--- start DATA IN THIS EXERCISE ---

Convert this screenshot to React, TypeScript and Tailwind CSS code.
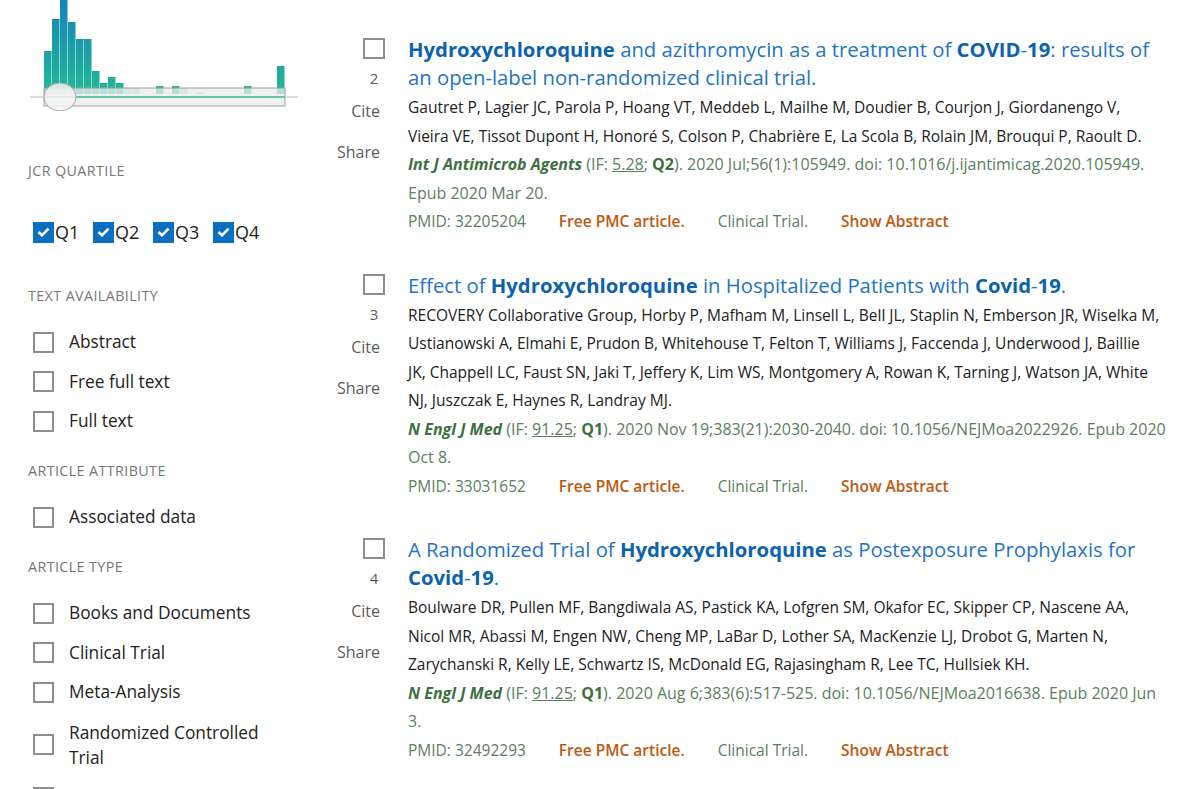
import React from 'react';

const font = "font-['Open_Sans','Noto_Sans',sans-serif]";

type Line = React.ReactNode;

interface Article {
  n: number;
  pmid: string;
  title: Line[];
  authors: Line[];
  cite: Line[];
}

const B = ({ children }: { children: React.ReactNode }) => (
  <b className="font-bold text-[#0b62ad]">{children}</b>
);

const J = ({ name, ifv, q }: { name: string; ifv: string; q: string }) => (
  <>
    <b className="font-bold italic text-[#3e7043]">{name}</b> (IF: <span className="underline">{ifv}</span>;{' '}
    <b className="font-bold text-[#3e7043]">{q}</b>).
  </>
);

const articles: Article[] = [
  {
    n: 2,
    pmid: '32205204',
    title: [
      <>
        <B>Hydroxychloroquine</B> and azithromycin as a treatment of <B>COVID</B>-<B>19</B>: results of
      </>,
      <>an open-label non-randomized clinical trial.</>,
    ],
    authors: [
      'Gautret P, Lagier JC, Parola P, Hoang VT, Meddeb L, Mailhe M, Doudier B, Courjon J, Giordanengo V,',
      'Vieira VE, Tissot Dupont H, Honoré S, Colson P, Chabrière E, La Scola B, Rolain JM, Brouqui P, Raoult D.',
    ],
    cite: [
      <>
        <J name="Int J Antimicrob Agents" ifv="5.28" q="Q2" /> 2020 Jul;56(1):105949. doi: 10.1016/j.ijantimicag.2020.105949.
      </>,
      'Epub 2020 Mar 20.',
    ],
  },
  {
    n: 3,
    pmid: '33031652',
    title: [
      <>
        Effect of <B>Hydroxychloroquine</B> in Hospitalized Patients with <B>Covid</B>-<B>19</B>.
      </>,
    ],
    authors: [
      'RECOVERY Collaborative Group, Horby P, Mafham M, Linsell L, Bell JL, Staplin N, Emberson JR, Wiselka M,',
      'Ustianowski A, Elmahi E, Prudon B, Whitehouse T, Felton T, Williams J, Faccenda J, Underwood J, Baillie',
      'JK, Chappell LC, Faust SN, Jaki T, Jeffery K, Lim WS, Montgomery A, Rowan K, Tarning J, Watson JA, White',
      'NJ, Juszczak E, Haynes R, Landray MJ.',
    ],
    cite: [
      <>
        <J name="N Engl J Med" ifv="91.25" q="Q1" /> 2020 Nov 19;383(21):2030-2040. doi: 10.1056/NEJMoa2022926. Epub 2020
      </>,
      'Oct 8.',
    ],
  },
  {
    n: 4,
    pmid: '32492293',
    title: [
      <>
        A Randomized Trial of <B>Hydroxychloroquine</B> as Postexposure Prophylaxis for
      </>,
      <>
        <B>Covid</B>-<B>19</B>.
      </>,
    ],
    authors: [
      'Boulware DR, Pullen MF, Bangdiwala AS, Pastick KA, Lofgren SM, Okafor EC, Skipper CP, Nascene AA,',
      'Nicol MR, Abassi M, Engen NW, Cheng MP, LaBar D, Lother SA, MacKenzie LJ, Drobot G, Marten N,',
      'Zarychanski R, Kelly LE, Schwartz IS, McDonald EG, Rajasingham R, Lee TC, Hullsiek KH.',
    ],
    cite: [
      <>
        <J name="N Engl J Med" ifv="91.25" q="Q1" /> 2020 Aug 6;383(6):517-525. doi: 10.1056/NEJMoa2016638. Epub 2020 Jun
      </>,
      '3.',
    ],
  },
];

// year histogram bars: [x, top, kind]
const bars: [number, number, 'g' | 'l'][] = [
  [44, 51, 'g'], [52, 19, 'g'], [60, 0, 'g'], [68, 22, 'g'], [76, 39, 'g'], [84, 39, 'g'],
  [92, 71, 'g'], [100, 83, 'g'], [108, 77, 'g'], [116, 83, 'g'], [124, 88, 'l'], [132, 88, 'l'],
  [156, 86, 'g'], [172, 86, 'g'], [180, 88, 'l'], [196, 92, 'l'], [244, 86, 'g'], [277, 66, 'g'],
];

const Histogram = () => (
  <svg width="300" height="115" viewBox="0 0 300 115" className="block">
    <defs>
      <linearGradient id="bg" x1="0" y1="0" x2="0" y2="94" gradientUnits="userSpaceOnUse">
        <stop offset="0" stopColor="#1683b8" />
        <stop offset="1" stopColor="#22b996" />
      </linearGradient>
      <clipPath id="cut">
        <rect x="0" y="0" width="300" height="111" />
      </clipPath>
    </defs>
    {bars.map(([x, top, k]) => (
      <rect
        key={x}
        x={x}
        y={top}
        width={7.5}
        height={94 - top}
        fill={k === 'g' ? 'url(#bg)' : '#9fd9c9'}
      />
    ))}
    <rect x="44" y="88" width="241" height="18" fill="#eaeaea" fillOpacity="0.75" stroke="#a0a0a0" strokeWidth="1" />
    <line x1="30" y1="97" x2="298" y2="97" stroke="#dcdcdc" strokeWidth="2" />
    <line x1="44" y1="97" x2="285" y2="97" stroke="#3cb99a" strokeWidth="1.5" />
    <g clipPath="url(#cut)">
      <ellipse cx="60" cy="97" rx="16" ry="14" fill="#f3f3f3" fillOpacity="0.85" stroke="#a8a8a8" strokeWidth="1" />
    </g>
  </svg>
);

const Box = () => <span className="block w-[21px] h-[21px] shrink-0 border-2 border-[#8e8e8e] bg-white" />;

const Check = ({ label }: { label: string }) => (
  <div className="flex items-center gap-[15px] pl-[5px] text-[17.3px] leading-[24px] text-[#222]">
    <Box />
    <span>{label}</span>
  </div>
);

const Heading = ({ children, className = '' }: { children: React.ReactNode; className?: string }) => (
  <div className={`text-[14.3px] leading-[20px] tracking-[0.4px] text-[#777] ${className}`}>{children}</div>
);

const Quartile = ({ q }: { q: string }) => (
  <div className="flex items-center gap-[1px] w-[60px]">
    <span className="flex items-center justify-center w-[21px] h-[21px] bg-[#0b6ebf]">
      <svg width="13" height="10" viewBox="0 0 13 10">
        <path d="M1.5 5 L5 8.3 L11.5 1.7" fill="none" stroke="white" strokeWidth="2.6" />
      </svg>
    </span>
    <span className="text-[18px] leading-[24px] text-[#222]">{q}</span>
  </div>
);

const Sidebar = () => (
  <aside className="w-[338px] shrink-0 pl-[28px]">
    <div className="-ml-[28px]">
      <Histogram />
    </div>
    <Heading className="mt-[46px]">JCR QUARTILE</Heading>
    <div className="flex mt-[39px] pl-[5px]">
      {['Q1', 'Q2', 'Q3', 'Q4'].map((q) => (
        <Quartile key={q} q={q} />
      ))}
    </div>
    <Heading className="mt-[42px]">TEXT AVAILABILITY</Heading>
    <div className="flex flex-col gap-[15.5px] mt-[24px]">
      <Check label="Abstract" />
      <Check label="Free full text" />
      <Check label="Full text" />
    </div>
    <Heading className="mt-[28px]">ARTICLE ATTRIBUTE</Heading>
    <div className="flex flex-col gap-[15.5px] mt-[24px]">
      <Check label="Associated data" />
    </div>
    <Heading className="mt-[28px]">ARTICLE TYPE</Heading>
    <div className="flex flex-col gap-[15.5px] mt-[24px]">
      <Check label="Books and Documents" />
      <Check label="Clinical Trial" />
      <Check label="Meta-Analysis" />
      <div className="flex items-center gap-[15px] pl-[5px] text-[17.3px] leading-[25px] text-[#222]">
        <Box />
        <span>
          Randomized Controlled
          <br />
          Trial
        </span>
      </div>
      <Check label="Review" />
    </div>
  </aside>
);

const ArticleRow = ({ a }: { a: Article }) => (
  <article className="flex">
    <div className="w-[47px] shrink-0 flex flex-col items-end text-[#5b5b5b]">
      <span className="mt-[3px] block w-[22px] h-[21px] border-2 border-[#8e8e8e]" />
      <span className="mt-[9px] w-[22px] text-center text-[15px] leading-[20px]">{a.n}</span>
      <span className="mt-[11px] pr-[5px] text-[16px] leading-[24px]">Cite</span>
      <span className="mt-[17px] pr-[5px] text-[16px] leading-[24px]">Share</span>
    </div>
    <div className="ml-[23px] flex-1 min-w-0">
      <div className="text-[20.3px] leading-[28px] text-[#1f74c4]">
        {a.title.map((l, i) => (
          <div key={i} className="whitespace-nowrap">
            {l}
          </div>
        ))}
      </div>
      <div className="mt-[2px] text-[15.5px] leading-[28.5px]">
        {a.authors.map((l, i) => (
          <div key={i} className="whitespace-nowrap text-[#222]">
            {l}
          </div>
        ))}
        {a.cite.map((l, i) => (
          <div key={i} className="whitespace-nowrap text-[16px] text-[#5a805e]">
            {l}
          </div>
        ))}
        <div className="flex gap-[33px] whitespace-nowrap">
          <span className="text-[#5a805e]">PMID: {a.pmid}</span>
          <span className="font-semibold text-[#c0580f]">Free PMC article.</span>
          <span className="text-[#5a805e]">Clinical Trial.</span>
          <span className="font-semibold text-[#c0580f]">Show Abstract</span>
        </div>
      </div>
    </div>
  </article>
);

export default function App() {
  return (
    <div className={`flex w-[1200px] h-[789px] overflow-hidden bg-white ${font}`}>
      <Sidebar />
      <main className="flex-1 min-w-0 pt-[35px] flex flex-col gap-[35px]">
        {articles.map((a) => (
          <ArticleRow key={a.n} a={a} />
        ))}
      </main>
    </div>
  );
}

--- end DATA IN THIS EXERCISE ---
--- start DATA IN THIS EXERCISE ---

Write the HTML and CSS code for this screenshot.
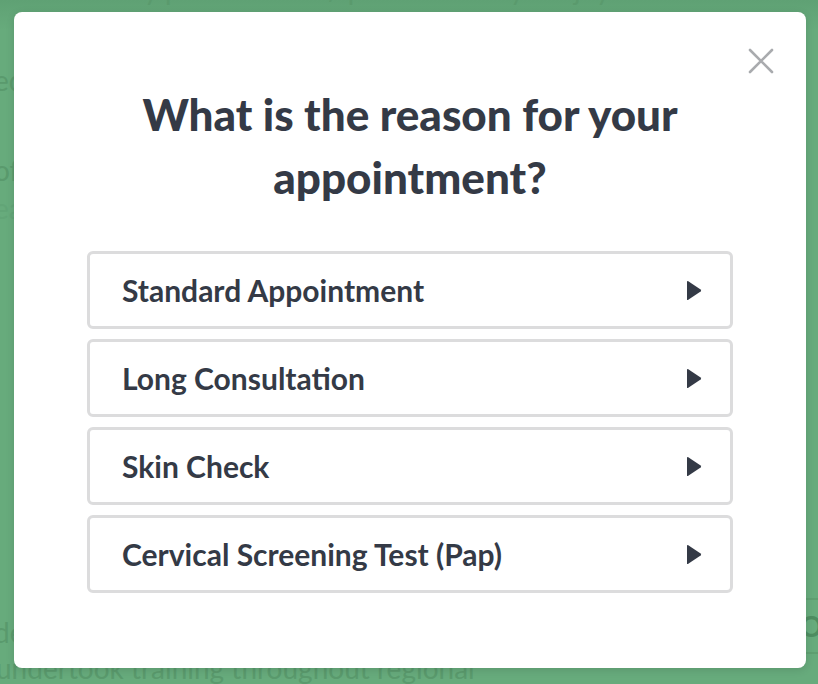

--- end DATA IN THIS EXERCISE ---

Track down all lines above with the string "code" and copy them.

* [COMPLETE OUTPUT]:
Convert this screenshot to React, TypeScript and Tailwind CSS code.
Write the HTML and CSS code for this screenshot.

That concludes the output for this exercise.